About three dozen people gathered at the corner of Shattuck Avenue and Bancroft Way Tuesday night to protest unsafe streets and commemorate the life of William Evans, 72, who was hit and killed by a truck driver on Oct. 20 while crossing Bancroft in a wheelchair.
Evans was a Marine veteran who was born in Louisiana and lost both of his legs during the Vietnam War. He lived in Shattuck Senior Homes two blocks south of Shattuck and Bancroft.
Friends described him as a quiet soul who enjoyed fresh fruits and vegetables and treated others with warmth and kindness.
“He just had a really bright, beautiful, smile,” said Elizabeth Weinberg, who often talked to him on the streets of Berkeley.
“To think that he went to the Vietnam War and then came back and got hit by a truck … and no one’s doing anything about it,” said his friend Kevin Gaines, who met him years ago at the Veterans Affairs clinic in Oakland and bonded over drinking sessions at Cornerstone over the years.
Judy Jackson knew Evans from her work at a Berkeley food bank, which he visited for a time while he was experiencing homelessness. Jackson said he had been previously hospitalized after a car hit him near the food bank.
Police are still investigating the incident that led to Evans’ death and have yet to release additional information or say whether any traffic laws were broken.
A movement to end traffic violence
The event Tuesday was hosted by Traffic Violence Rapid Response, a loose grassroots organization that has held similar events to demand safe streets in Oakland, in collaboration with Telegraph for People, Walk Bike Berkeley and Senior and Disability Action.
The groups have made several demands, including ending right turns at traffic lights, building pedestrian bulb-outs on high-injury Berkeley streets to shorten crossing distances, extending pedestrian crossing times, and stopping the use of the “beg buttons” pedestrians need to press to get a light to turn green.
“We’re going to have to make the changes in the streets that are killing us if cities are not willing to do so,” said Telegraph for People president and UC Berkeley senior Sam Greenberg, a co-organizer. Bright orange cones were placed on the road during the protest to indicate where activists want the city to extend the bulb-outs.
Councilmember Kate Harrison, whose district the crash was in, attended the event Tuesday, and said in a phone interview that the city “desperately” needs longer signals to allow older people to cross multi-lane streets. “If you look in the middle, there’s no island for them to wait on, so they can’t make it all the way across.”

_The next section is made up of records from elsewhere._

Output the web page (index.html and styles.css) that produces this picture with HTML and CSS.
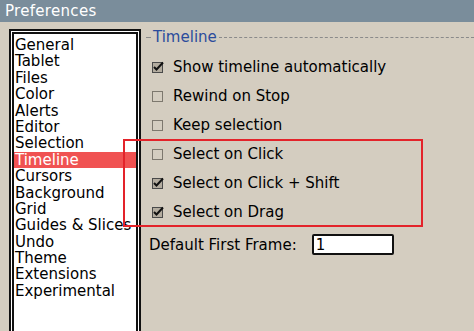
FILE: index.html
```html
<!DOCTYPE html>
<html lang="en">

<head>
    <meta charset="UTF-8">
    <meta name="viewport" content="width=device-width, initial-scale=1.0">
    <title>Preferences</title>
    <link rel="stylesheet" href="styles.css">
</head>

<body>
    <div class="titlebar">Preferences</div>
    <div class="window">
        <div class="list">
            <ul class="list-inner">
                <li>General</li>
                <li>Tablet</li>
                <li>Files</li>
                <li>Color</li>
                <li>Alerts</li>
                <li>Editor</li>
                <li>Selection</li>
                <li class="selected">Timeline</li>
                <li>Cursors</li>
                <li>Background</li>
                <li>Grid</li>
                <li>Guides &amp; Slices</li>
                <li>Undo</li>
                <li>Theme</li>
                <li>Extensions</li>
                <li>Experimental</li>
            </ul>
        </div>

        <div class="panel">
            <div class="group-title"><span class="dash-lead"></span><span class="group-name">Timeline</span><span class="dash-fill"></span></div>

            <div class="options">
                <div class="row">
                    <svg class="check" viewBox="0 0 12 12"><rect x="0.5" y="1.5" width="10" height="10" fill="#b3ac9f" stroke="#4a4a4a" /><path d="M2 6 L4.5 8.5 L11 1.5" fill="none" stroke="#111" stroke-width="2" /></svg>
                    <span>Show timeline automatically</span>
                </div>
                <div class="row">
                    <svg class="check" viewBox="0 0 12 12"><rect x="0.5" y="1.5" width="10" height="10" fill="none" stroke="#7d786e" /></svg>
                    <span>Rewind on Stop</span>
                </div>
                <div class="row">
                    <svg class="check" viewBox="0 0 12 12"><rect x="0.5" y="1.5" width="10" height="10" fill="none" stroke="#7d786e" /></svg>
                    <span>Keep selection</span>
                </div>
                <div class="row">
                    <svg class="check" viewBox="0 0 12 12"><rect x="0.5" y="1.5" width="10" height="10" fill="none" stroke="#7d786e" /></svg>
                    <span>Select on Click</span>
                </div>
                <div class="row">
                    <svg class="check" viewBox="0 0 12 12"><rect x="0.5" y="1.5" width="10" height="10" fill="#b3ac9f" stroke="#4a4a4a" /><path d="M2 6 L4.5 8.5 L11 1.5" fill="none" stroke="#111" stroke-width="2" /></svg>
                    <span>Select on Click + Shift</span>
                </div>
                <div class="row">
                    <svg class="check" viewBox="0 0 12 12"><rect x="0.5" y="1.5" width="10" height="10" fill="#b3ac9f" stroke="#4a4a4a" /><path d="M2 6 L4.5 8.5 L11 1.5" fill="none" stroke="#111" stroke-width="2" /></svg>
                    <span>Select on Drag</span>
                </div>
            </div>

            <div class="frame-row">
                <label for="first-frame">Default First Frame:</label>
                <input type="text" id="first-frame" value="1">
            </div>

            <div class="highlight"></div>
        </div>
    </div>
</body>

</html>
```

FILE: styles.css
```css
body {
    font-family: "DejaVu Sans", Verdana, sans-serif;
    font-size: 15px;
    background-color: #d4cdc0;
    color: #000;
    margin: 0;
    padding: 0;
    height: 331px;
    overflow: hidden;
}

.titlebar {
    height: 22px;
    line-height: 22px;
    background-color: #7a8d9b;
    color: #fff;
    padding-left: 5px;
    font-size: 15px;
    letter-spacing: 0.3px;
}

.window {
    display: flex;
    position: relative;
    height: 309px;
}

.list {
    margin: 7px 0 0 9px;
    width: 132px;
    height: 302px;
    border: 2px solid #111;
    border-bottom: none;
    background-color: #fff;
    padding: 1px 1px 0 1px;
    box-sizing: border-box;
    flex-shrink: 0;
}

.list-inner {
    list-style: none;
    margin: 0;
    padding: 3px 0 0 0;
    height: 100%;
    border: 2px solid #111;
    border-bottom: none;
    box-sizing: border-box;
}

.list-inner li {
    line-height: 16.4px;
    height: 16.4px;
    padding-left: 1px;
    white-space: nowrap;
    overflow: hidden;
}

.list-inner li.selected {
    background-color: #f05252;
    color: #fff;
}

.panel {
    flex: 1;
    position: relative;
    padding: 8px 0 0 5px;
}

.group-title {
    display: flex;
    align-items: center;
    height: 14px;
}

.dash-lead {
    width: 5px;
    border-top: 1px dashed #8a8a8a;
    margin-right: 2px;
}

.group-name {
    color: #2b4c9c;
}

.dash-fill {
    flex: 1;
    border-top: 1px dashed #8a8a8a;
    margin-left: 2px;
}

.options {
    margin-top: 8px;
}

.row {
    display: flex;
    align-items: center;
    height: 29px;
    padding-left: 6px;
}

.check {
    width: 12px;
    height: 12px;
    margin-right: 9px;
}

.frame-row {
    display: flex;
    align-items: center;
    gap: 15px;
    margin-top: 8px;
    padding-left: 3px;
}

.frame-row input {
    width: 82px;
    height: 21px;
    border: 2px solid #111;
    border-radius: 2px;
    background-color: #fff;
    font-family: "DejaVu Sans", Verdana, sans-serif;
    font-size: 15px;
    padding: 0 2px;
    box-sizing: border-box;
}

.highlight {
    position: absolute;
    left: -18px;
    top: 117px;
    width: 300px;
    height: 88px;
    border: 2px solid #e3232a;
    box-sizing: border-box;
}
```
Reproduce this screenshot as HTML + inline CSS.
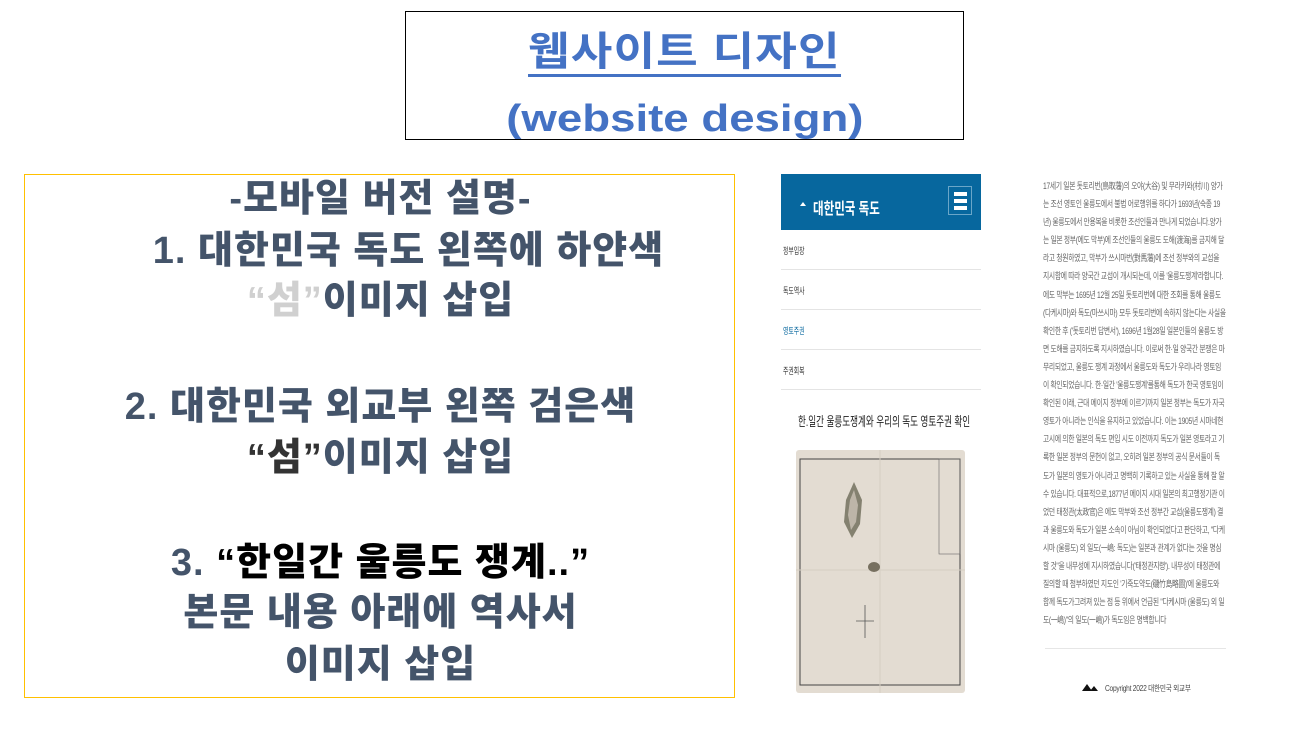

Councilmember Rigel Robinson said the intersection where the crash occurred has already been slated for mobility and safety improvements — including the extended curb advocates are calling for — which “could break ground as soon as next year.” But, he said, a $7.8 million funding shortfall for the project due to increased construction costs during the pandemic could push the completion date back.
A proposal to install “No Right on Red” signs at all Berkeley intersections with traffic lights is being considered by the City Council. It would cost $135,000 to install four signs per intersection at all 135 such intersections in the city. The move would follow a growing national movement.
Harrison said she supports the idea but wants the city to gather more data and start with a pilot to ensure it won’t cause vehicle backups that make interactions more dangerous.
Outside city hall, advocates track serious crashes
Advocates are also looking to keep street safety on public officials’ minds with a new installation in front of Berkeley City Hall tracking serious crashes.
Modeled on the signs in factories and other workplaces that count the days since on-the-job injuries, the metal sign locked to a bike rack in front of city offices notes the number of weeks since a pedestrian or bicyclist was killed or injured by a car driver in Berkeley.
“Safety is no accident,” reads the sign from a group calling itself The Pedestrian Party, which adds its motto, “We walk and we vote.”
In a news release, The Pedestrian Party wrote that it aims to create “a new political effort to elect leaders who will fight traffic violence with the urgency and passion of the public health crisis that it is, and to hold them accountable to measurable results.”
A person involved in the effort, who declined to be identified, said the group of Berkeley residents is not making endorsements in this month’s elections. Instead, they want to ensure local policymakers see pedestrians and bicyclists as a political constituency that deserves their attention.
“Car drivers are not shy about pressing candidates and elected officials on their needs,” such as parking, the person wrote in an email. “We pedestrians need to use our voices too, so that’s not all they’re hearing.”